---- RECORDS FOR THE EXERCISE

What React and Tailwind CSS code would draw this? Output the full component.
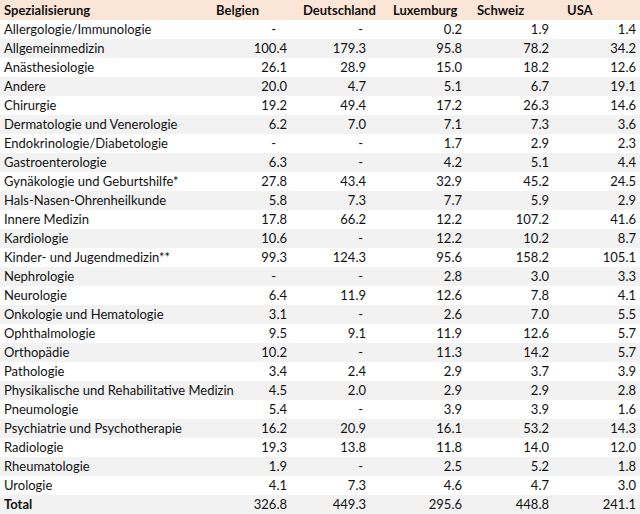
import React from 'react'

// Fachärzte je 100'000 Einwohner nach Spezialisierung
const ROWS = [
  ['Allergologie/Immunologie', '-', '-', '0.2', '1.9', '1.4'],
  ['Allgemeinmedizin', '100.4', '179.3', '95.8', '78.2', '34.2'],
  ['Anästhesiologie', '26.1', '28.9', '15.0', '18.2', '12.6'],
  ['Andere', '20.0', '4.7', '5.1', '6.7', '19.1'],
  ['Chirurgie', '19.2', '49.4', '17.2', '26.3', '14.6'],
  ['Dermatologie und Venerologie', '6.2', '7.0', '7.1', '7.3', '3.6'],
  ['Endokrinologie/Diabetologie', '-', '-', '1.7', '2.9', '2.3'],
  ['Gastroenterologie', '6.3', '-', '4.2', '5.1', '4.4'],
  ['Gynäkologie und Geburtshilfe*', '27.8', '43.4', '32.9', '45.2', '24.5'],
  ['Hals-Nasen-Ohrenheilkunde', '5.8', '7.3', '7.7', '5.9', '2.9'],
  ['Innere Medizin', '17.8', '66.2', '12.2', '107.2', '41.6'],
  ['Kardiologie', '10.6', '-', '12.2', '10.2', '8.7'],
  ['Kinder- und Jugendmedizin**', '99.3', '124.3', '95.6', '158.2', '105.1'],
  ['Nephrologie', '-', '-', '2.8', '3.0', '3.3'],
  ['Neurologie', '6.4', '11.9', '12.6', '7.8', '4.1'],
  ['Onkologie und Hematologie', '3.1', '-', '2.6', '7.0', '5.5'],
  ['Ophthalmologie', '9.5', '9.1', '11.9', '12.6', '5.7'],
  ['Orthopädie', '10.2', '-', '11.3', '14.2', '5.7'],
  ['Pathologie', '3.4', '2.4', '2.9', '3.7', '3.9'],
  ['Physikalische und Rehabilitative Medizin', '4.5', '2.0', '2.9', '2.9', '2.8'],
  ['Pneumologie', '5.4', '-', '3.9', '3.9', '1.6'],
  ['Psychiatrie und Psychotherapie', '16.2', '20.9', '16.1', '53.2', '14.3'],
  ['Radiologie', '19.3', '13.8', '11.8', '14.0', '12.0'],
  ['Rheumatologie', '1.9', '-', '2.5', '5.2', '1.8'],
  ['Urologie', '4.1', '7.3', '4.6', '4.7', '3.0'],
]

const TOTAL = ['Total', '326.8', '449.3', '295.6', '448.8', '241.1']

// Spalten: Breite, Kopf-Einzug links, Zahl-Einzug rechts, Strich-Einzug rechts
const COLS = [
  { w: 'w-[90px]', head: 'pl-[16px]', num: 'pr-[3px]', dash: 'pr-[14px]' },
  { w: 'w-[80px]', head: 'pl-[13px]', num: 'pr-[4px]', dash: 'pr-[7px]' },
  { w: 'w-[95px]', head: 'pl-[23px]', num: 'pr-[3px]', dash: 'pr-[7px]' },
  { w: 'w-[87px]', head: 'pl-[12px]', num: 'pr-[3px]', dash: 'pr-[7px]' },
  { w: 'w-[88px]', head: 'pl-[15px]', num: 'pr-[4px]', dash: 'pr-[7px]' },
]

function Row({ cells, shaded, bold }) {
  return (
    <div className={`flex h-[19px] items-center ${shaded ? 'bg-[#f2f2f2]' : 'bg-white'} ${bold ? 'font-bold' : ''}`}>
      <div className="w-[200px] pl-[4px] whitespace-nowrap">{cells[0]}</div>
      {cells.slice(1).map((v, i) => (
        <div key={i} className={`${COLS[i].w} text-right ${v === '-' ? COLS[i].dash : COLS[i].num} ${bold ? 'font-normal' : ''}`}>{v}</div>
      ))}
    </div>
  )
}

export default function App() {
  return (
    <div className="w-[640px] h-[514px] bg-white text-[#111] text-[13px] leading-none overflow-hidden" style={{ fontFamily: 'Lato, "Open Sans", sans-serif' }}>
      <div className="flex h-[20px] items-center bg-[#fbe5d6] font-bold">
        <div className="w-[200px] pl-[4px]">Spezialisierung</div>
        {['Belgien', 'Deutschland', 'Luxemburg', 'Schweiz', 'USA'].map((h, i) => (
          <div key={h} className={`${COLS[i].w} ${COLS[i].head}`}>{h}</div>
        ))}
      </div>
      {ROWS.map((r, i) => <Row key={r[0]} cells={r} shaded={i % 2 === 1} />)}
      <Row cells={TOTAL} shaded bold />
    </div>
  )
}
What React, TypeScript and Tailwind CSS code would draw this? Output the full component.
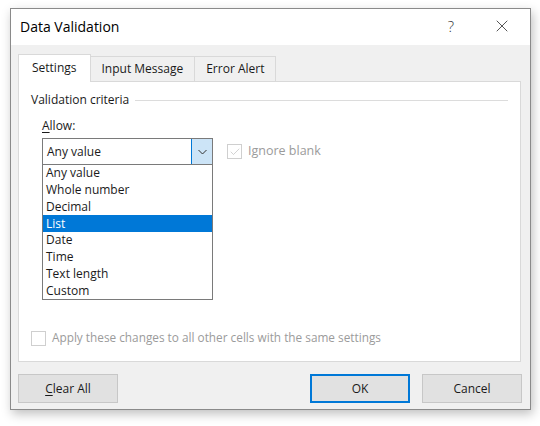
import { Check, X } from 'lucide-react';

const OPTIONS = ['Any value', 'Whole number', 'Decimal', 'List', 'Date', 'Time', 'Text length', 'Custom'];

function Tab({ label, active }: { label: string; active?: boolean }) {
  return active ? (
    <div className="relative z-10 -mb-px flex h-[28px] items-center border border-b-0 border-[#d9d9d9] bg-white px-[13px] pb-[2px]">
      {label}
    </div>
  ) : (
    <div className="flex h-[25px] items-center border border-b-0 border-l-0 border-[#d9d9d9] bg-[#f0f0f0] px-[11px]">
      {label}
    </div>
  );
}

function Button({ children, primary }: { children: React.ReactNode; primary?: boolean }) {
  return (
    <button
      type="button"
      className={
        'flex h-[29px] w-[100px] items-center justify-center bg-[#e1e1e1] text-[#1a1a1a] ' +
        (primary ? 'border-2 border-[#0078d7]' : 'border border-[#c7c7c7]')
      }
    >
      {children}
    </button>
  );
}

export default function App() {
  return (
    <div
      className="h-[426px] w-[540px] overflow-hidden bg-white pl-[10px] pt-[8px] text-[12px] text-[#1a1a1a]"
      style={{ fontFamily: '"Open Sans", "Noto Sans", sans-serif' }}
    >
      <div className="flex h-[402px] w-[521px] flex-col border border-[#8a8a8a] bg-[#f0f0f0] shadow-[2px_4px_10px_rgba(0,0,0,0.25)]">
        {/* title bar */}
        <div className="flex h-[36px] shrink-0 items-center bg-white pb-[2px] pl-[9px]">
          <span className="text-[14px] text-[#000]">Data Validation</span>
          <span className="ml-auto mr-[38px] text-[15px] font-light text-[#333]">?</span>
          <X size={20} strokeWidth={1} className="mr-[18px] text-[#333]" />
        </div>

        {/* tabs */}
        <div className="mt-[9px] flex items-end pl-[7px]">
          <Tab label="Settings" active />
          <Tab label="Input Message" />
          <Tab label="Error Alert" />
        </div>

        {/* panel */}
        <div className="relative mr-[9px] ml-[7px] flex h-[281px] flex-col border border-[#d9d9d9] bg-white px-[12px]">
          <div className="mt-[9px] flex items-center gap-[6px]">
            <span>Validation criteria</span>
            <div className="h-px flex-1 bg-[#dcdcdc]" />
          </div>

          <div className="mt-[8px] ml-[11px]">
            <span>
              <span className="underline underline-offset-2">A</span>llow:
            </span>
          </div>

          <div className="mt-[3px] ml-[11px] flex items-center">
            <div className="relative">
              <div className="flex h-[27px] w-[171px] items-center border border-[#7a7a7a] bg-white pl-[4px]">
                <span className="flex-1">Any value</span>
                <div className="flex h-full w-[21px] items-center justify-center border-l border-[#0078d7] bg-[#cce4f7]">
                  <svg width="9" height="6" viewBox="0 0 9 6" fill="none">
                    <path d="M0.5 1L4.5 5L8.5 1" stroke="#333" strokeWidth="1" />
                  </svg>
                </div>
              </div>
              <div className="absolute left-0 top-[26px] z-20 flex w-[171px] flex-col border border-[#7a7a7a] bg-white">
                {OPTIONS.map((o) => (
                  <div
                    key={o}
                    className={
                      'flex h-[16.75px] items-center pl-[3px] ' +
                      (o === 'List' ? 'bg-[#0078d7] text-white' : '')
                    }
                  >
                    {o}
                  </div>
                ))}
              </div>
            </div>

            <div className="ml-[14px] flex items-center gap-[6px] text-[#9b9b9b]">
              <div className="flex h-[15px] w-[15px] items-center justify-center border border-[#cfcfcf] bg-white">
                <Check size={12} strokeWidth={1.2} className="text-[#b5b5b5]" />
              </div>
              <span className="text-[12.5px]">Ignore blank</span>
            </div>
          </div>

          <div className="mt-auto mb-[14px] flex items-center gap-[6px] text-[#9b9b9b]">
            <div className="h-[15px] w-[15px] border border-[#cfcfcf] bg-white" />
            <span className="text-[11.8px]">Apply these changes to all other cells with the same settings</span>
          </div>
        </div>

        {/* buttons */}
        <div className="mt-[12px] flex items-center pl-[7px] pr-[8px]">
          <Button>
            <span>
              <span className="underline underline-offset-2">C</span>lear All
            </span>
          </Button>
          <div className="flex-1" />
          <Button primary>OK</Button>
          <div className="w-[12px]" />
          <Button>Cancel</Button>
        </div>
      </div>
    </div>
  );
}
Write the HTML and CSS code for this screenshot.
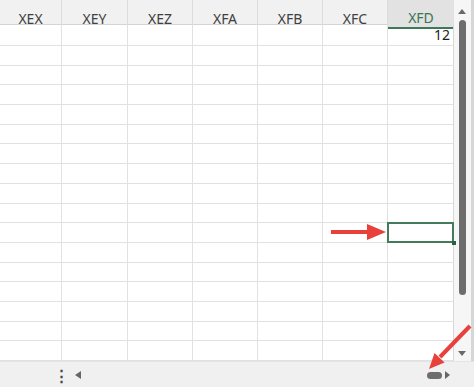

--------

PROBLEM STATEMENT
Give again, word for word, every line from the top of the data above to the line holding "import React from 'react'", inclusive, with the pictures left out.

ANSWER TO THE TASK
What React and Tailwind CSS code would draw this? Output the full component.
import React from 'react'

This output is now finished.